The collaboration between Soden and the production company produced an hour-long documentary last year about the Japanese-American internment camps during World War II, “In Time of War.” The documentary, which was shown on public television locally, will be offered to other stations this spring, and Tanner says he’s hopeful that it could reach 50 markets or so.

That documentary is the most polished, public example of the kind of popular histories that Soden has been working on in recent years.

“He’s a unique historian in that he has the typical respect and admiration for history in its more classical, written form, but he’s committed to making it accessible,” Palpant said.

American tragedy

Soden says it’s not hard to figure out his interest in such work, given the popularity of Ken Burns-style history such as “The Civil War.”

Soden and Tanner first collaborated on a video history of their church – St. Mark’s Lutheran Church. Soon, Soden was working the archives at Whitworth, and the college began gathering and indexing photos and records.

At one point, he came across a photo of the 1944 men’s basketball team.

Five of the eight players were Asian-American.

Soden did a little digging, and found that about a tenth of the school’s population in those years was Japanese-American – many of whom had fled to Spokane to avoid internment camps on the West Side.

This path led Soden to the subject that has been at the heart of an audio documentary, online exhibits and archives, and last year’s documentary with North by Northwest – the World War II-era history of Japanese-Americans who were placed into internment camps after the attack on Pearl Harbor.

“This was part of the Japanese-American experience that’s never really been told before,” Soden said.

Palpant and Tanner co-produced the film, which included interviews with several people who had lived in the camps. Among them were Spokane’s Ed and Heidi Tsutakawa, who met in the interment camp near Rupert, Idaho, and who returned with the filmmakers 60 years later.

In the film, the Tsutakawas wander through the tarpaper barracks, which lacked running water and plumbing, and talk about their experiences. It’s striking how often one of them jokes or laughs while relating horrible circumstances.

When they first arrive, Ed says, “Now this is a real treat.”

As they look at the bare wooden floors and walls, listening to the southern Idaho wind outside, Heidi says of the old days, “It wasn’t this nice.”

“At least you got three meals a day,” she says, laughing again, “even if there was chickweeds in there.”

Their good humor comes in the face of a sobering story.
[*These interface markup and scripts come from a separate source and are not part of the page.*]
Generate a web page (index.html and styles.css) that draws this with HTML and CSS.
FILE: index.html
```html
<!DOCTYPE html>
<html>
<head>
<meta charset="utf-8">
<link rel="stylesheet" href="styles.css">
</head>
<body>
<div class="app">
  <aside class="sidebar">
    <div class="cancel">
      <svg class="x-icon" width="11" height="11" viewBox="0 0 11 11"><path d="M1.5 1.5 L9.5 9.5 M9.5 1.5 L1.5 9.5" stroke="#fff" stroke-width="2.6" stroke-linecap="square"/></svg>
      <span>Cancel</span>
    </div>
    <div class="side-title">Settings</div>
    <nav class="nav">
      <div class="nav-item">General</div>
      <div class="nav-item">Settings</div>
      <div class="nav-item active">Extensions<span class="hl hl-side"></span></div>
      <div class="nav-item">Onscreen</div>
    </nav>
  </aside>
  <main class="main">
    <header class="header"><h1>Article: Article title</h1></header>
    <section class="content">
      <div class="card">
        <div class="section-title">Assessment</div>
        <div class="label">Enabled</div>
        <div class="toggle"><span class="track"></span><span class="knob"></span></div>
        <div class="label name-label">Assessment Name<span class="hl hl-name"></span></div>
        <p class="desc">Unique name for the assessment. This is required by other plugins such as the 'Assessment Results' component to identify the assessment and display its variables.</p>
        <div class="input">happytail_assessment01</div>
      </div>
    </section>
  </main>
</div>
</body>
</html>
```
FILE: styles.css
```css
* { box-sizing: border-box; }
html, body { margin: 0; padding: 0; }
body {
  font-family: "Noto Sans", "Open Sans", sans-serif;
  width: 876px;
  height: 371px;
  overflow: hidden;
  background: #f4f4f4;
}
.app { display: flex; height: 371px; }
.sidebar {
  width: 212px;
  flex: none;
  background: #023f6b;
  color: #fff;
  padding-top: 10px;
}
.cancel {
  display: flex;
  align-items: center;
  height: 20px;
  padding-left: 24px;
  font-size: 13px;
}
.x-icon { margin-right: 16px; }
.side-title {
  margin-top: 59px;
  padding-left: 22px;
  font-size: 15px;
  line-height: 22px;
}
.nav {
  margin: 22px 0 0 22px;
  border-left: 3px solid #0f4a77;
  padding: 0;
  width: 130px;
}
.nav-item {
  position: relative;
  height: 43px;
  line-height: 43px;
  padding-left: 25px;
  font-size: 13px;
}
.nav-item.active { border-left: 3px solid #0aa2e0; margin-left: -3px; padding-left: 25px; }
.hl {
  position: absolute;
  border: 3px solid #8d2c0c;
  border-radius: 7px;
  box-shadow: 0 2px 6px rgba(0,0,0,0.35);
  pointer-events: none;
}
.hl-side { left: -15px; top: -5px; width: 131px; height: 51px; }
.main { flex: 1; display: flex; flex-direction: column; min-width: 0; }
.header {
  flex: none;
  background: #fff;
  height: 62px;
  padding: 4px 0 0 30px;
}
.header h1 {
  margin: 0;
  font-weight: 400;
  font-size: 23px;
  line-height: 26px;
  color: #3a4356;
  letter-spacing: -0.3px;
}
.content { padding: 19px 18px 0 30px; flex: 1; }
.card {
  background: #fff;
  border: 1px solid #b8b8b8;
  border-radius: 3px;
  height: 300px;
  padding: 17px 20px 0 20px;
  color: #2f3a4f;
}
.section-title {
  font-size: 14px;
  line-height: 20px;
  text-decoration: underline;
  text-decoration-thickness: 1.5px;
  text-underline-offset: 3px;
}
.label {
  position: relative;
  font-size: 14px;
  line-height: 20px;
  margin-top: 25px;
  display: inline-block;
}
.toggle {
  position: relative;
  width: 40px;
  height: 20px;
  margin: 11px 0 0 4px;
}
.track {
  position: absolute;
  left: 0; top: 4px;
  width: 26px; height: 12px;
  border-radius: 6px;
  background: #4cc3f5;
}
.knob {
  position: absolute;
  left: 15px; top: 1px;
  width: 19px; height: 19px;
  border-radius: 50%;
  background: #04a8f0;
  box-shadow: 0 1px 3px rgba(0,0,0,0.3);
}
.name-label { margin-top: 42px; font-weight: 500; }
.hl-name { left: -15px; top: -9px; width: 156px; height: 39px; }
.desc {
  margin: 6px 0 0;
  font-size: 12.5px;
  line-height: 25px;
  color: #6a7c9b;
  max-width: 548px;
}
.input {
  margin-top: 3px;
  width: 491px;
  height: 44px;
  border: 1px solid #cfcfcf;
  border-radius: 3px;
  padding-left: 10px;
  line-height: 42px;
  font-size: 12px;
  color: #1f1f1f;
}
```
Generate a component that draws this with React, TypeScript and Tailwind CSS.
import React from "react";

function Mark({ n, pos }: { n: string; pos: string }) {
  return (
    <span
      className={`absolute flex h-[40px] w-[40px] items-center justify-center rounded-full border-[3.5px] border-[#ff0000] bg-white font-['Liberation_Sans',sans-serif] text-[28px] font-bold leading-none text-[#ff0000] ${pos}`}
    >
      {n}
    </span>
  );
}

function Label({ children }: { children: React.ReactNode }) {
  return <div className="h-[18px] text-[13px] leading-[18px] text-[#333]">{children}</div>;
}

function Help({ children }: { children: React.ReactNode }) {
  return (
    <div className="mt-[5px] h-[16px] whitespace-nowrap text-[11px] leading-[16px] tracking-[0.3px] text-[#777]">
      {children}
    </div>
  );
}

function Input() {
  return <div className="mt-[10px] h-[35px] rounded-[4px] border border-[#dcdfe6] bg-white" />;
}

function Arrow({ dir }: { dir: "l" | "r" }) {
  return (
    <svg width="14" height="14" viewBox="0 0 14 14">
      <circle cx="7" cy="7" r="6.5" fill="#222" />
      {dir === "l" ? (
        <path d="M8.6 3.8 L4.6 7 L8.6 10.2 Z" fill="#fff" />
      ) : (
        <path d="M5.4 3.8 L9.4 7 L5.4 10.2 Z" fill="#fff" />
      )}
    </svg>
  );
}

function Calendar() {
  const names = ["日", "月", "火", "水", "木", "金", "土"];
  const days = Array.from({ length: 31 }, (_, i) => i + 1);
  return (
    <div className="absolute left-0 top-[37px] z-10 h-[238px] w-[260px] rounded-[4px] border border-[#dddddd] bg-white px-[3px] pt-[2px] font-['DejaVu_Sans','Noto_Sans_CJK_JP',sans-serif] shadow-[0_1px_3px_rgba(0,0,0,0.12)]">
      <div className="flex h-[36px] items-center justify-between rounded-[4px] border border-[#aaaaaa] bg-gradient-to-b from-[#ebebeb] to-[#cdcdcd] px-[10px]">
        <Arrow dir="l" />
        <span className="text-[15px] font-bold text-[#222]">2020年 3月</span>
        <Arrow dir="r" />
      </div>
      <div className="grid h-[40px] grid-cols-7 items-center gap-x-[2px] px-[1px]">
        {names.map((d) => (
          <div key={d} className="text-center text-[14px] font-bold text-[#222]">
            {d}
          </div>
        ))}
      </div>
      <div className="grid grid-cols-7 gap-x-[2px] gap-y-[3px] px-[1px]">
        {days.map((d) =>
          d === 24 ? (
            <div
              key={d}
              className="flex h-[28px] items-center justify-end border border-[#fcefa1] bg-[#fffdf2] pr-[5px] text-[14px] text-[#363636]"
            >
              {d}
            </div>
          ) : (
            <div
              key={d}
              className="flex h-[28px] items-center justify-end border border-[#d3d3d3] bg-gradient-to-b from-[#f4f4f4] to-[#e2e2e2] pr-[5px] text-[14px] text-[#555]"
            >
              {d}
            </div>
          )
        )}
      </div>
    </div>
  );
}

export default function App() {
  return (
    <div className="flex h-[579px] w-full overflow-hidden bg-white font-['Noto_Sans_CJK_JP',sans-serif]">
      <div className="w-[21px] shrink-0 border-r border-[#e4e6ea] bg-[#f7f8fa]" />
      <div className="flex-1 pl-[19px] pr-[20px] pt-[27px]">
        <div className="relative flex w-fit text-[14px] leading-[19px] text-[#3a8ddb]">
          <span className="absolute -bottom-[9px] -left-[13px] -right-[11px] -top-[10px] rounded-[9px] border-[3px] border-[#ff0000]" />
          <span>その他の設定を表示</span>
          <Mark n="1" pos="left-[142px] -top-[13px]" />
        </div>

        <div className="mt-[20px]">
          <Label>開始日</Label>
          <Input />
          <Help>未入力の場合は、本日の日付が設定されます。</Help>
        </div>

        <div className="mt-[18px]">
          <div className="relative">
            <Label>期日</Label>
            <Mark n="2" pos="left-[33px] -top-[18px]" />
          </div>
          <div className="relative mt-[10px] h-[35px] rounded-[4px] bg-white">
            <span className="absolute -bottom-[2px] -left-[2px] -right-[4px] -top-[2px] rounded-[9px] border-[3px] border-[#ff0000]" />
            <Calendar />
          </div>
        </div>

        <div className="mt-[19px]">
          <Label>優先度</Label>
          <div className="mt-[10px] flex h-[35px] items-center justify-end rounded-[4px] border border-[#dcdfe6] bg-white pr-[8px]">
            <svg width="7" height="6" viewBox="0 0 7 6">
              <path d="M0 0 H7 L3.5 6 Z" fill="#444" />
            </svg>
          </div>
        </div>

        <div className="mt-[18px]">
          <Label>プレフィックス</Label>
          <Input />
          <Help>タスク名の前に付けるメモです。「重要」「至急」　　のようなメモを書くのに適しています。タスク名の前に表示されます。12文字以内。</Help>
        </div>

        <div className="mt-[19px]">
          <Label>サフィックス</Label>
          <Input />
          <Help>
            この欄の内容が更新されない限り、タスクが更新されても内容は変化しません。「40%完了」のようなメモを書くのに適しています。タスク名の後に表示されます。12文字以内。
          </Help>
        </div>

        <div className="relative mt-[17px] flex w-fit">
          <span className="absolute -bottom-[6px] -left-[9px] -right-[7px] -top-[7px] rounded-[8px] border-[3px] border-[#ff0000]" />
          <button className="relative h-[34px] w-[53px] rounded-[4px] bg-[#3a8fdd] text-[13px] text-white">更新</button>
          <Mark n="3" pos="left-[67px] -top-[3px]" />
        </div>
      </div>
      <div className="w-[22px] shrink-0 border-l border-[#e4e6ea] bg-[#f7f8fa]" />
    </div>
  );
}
The American government forced more than 100,000 people of Japanese ancestry – American citizens and not – into camps around the West in 1942. The U.S. later drafted young men from the camps into the military.
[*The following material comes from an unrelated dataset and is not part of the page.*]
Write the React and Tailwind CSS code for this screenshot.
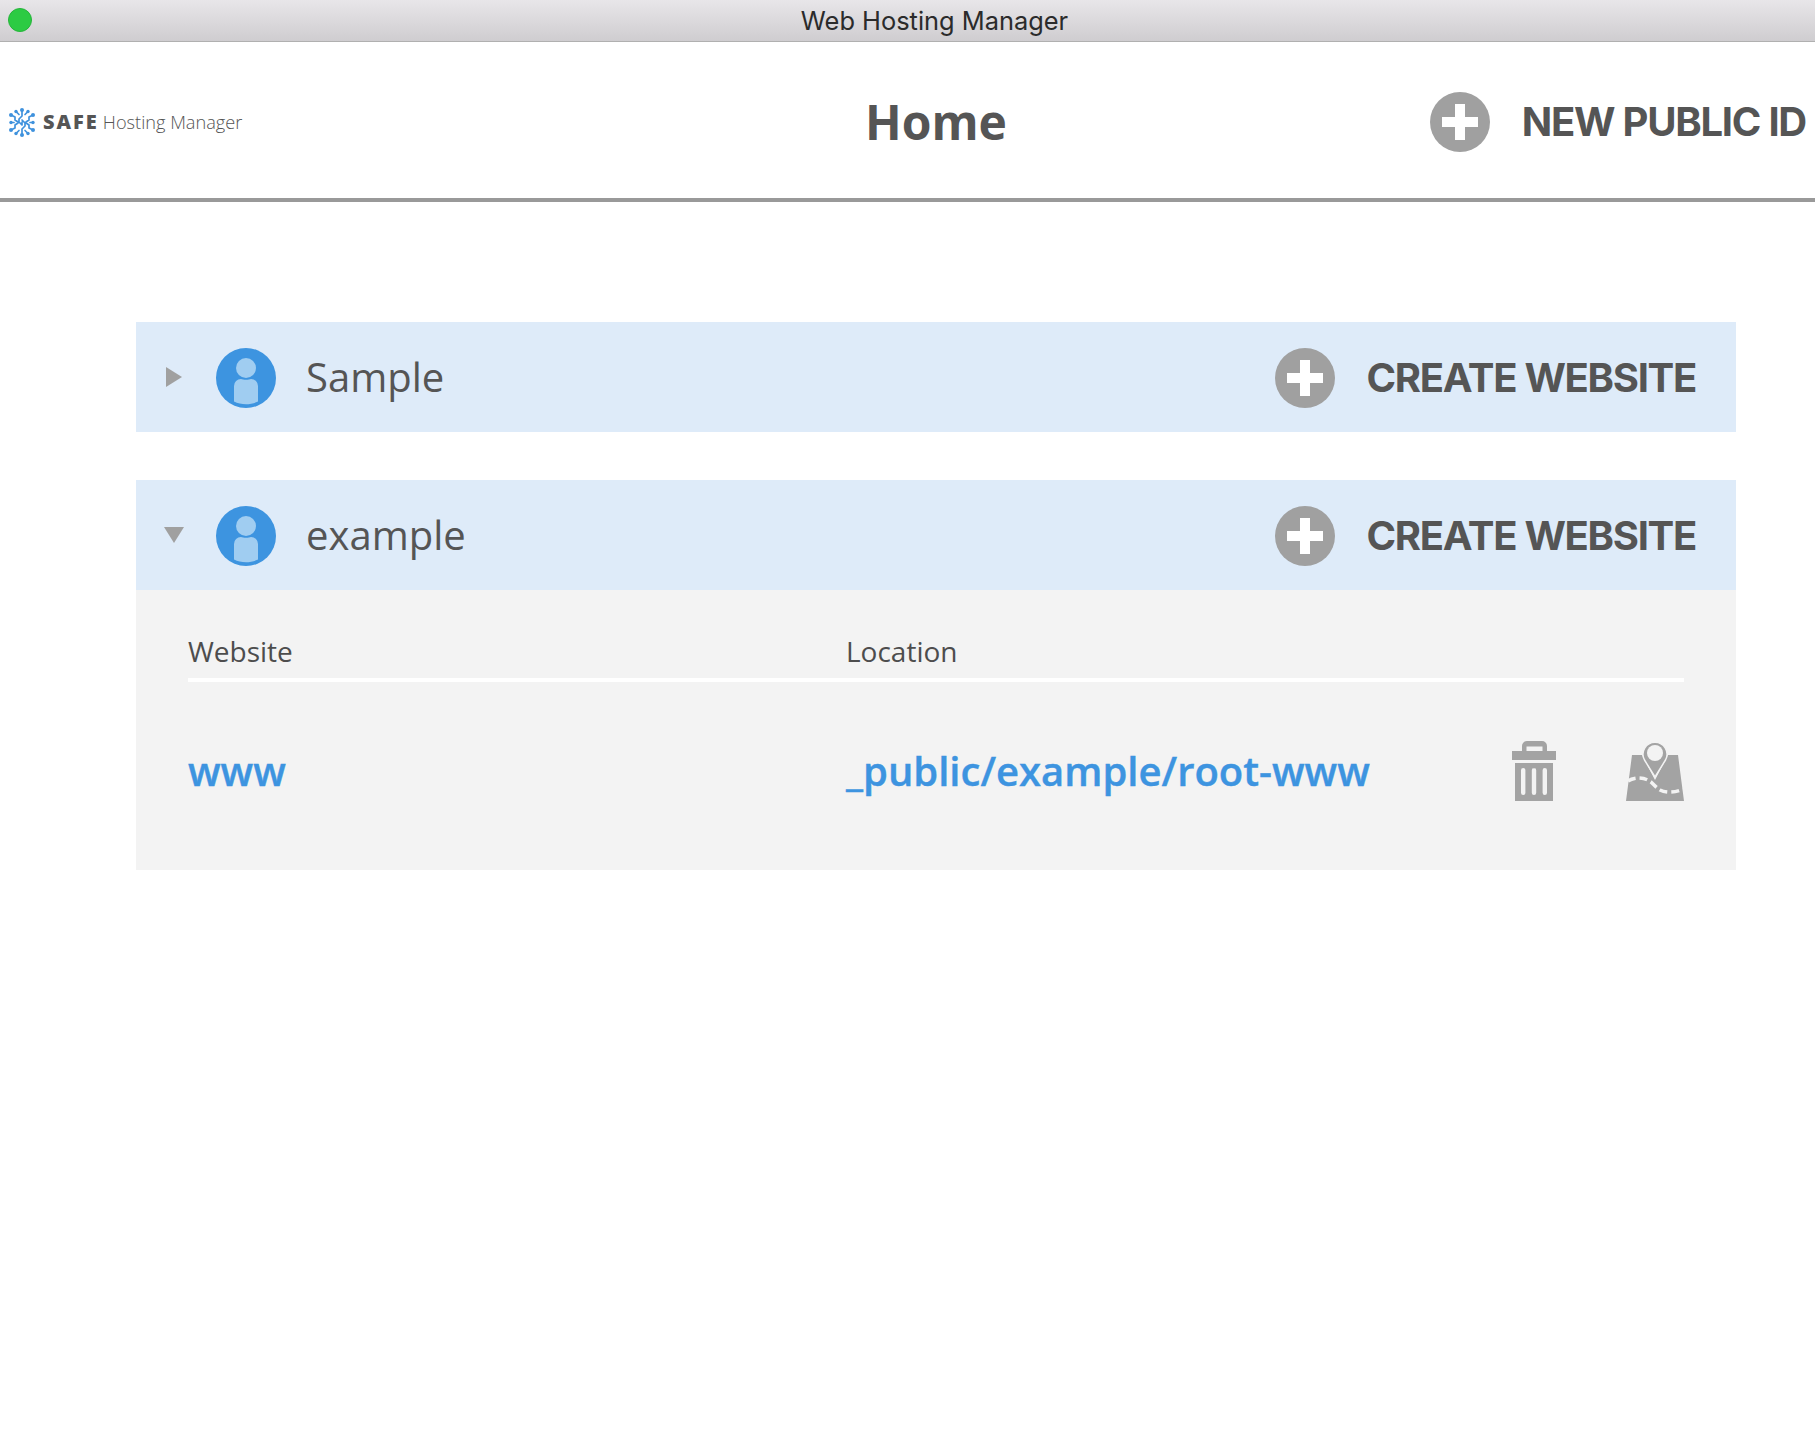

It was a response to the Japanese attack on Pearl Harbor, and Soden calls it one of the “tragedies of American history.”

It also provides an example of the ways in which Soden thinks understanding history can influence behavior in the present. When the U.S. was attacked in 2001, he said, the country’s response to Arab-American citizens – while flawed – was informed in part by knowledge of what the country had done before.

“Our collective response has been more judicious, less reactive, because of the awareness that we went through this once before,” he said.

‘Gifts aren’t hidden’

Whitehouse, the Whitworth journalism professor, was interviewed in a classroom on a snowy November day.
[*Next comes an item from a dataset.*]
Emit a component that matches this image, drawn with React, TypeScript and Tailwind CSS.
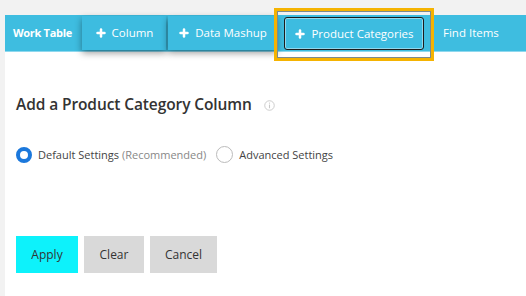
import { Plus } from "lucide-react";

const NavButton = ({ label, w }: { label: string; w: string }) => (
  <button
    className={`flex items-center justify-center gap-[5px] h-[34px] bg-[#3dbce0] text-white text-[11.5px] shadow-[0_3px_7px_rgba(0,0,0,0.4)] ${w}`}
  >
    <Plus className="w-[12px] h-[12px]" strokeWidth={5} />
    {label}
  </button>
);

const App = () => {
  return (
    <div
      className="w-[526px] h-[296px] bg-[#f2f2f2] pt-[15px] pl-[5px] flex flex-col overflow-hidden"
      style={{ fontFamily: '"Open Sans", "Liberation Sans", sans-serif' }}
    >
      <div className="flex-1 bg-white flex flex-col">
        <div className="h-[37px] bg-[#3ebde0] flex items-start border-b border-[#8fd8ee]">
          <div className="w-[77px] h-[36px] flex items-center pl-[8px] text-white text-[11px] font-bold tracking-[-0.3px]">
            Work Table
          </div>
          <div className="pt-[1px]">
            <NavButton label="Column" w="w-[84px]" />
          </div>
          <div className="pt-[1px] ml-[2px]">
            <NavButton label="Data Mashup" w="w-[109px]" />
          </div>
          <div className="relative ml-[7px] mt-[2px]">
            <span className="absolute left-[-10px] top-[-9px] right-[-10px] bottom-[-11px] border-[3px] border-[#f5b301]">
              <span className="absolute inset-0 border border-[#7d8a8f]" />
            </span>
            <button className="relative flex items-center justify-center gap-[5px] w-[140px] h-[33px] bg-[#3dbce0] text-white text-[11.5px] rounded-[3px] border border-[#1c1c1c] shadow-[inset_0_0_0_1px_#8fd8ee]">
              <Plus className="w-[12px] h-[12px]" strokeWidth={5} />
              Product Categories
            </button>
          </div>
          <div className="h-[36px] flex items-center ml-[19px] text-white text-[11.5px]">Find Items</div>
        </div>

        <div className="pl-[11px] pt-[41px]">
          <div className="flex items-center">
            <h2 className="text-[15.5px] font-semibold text-[#333] tracking-[-0.1px]">Add a Product Category Column</h2>
            <svg className="ml-[12px] mt-[1px]" width="11" height="11" viewBox="0 0 12 12">
              <circle cx="6" cy="6" r="5.2" fill="none" stroke="#c8c8c8" strokeWidth="1" />
              <line x1="6" y1="5" x2="6" y2="9" stroke="#c8c8c8" strokeWidth="1.2" />
              <circle cx="6" cy="3.3" r="0.7" fill="#c8c8c8" />
            </svg>
          </div>

          <div className="flex items-center mt-[30px] text-[11px] text-[#444]">
            <span className="w-[16px] h-[16px] rounded-full border-[4px] border-[#1b78dc] bg-white" />
            <span className="ml-[6px]">
              Default Settings <span className="text-[#888]">(Recommended)</span>
            </span>
            <span className="ml-[10px] w-[17px] h-[17px] rounded-full border border-[#bbb] bg-white" />
            <span className="ml-[6px]">Advanced Settings</span>
          </div>

          <div className="flex gap-[6px] mt-[73px]">
            <button className="w-[62px] h-[37px] bg-[#0df2fb] text-[12px] text-[#333]">Apply</button>
            <button className="w-[60px] h-[37px] bg-[#d9d9d9] text-[12px] text-[#333]">Clear</button>
            <button className="w-[67px] h-[37px] bg-[#d9d9d9] text-[12px] text-[#333]">Cancel</button>
          </div>
        </div>
      </div>
    </div>
  );
};

export default App;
As Palpant asked questions, surrounded by lights and a camera, Tanner watched a monitor. Whitehouse talked about the strange suspicion that students seem to have about their passions.

“If they’re passionate about it, then how could it really be useful?” she says.

Whitehouse says she tries to make students feel like they can do what they really want to do – that it’s OK to do what you like.

“Gifts are generally not hidden,” she says. “Gifts are usually identified in what you like to do.”

Though the current film is being made specifically for future Whitworthians, Tanner thinks the exercise could have broader extensions.

“I could see it evolving into another piece,” he said, “because the material we’re exploring could be applied to anything.”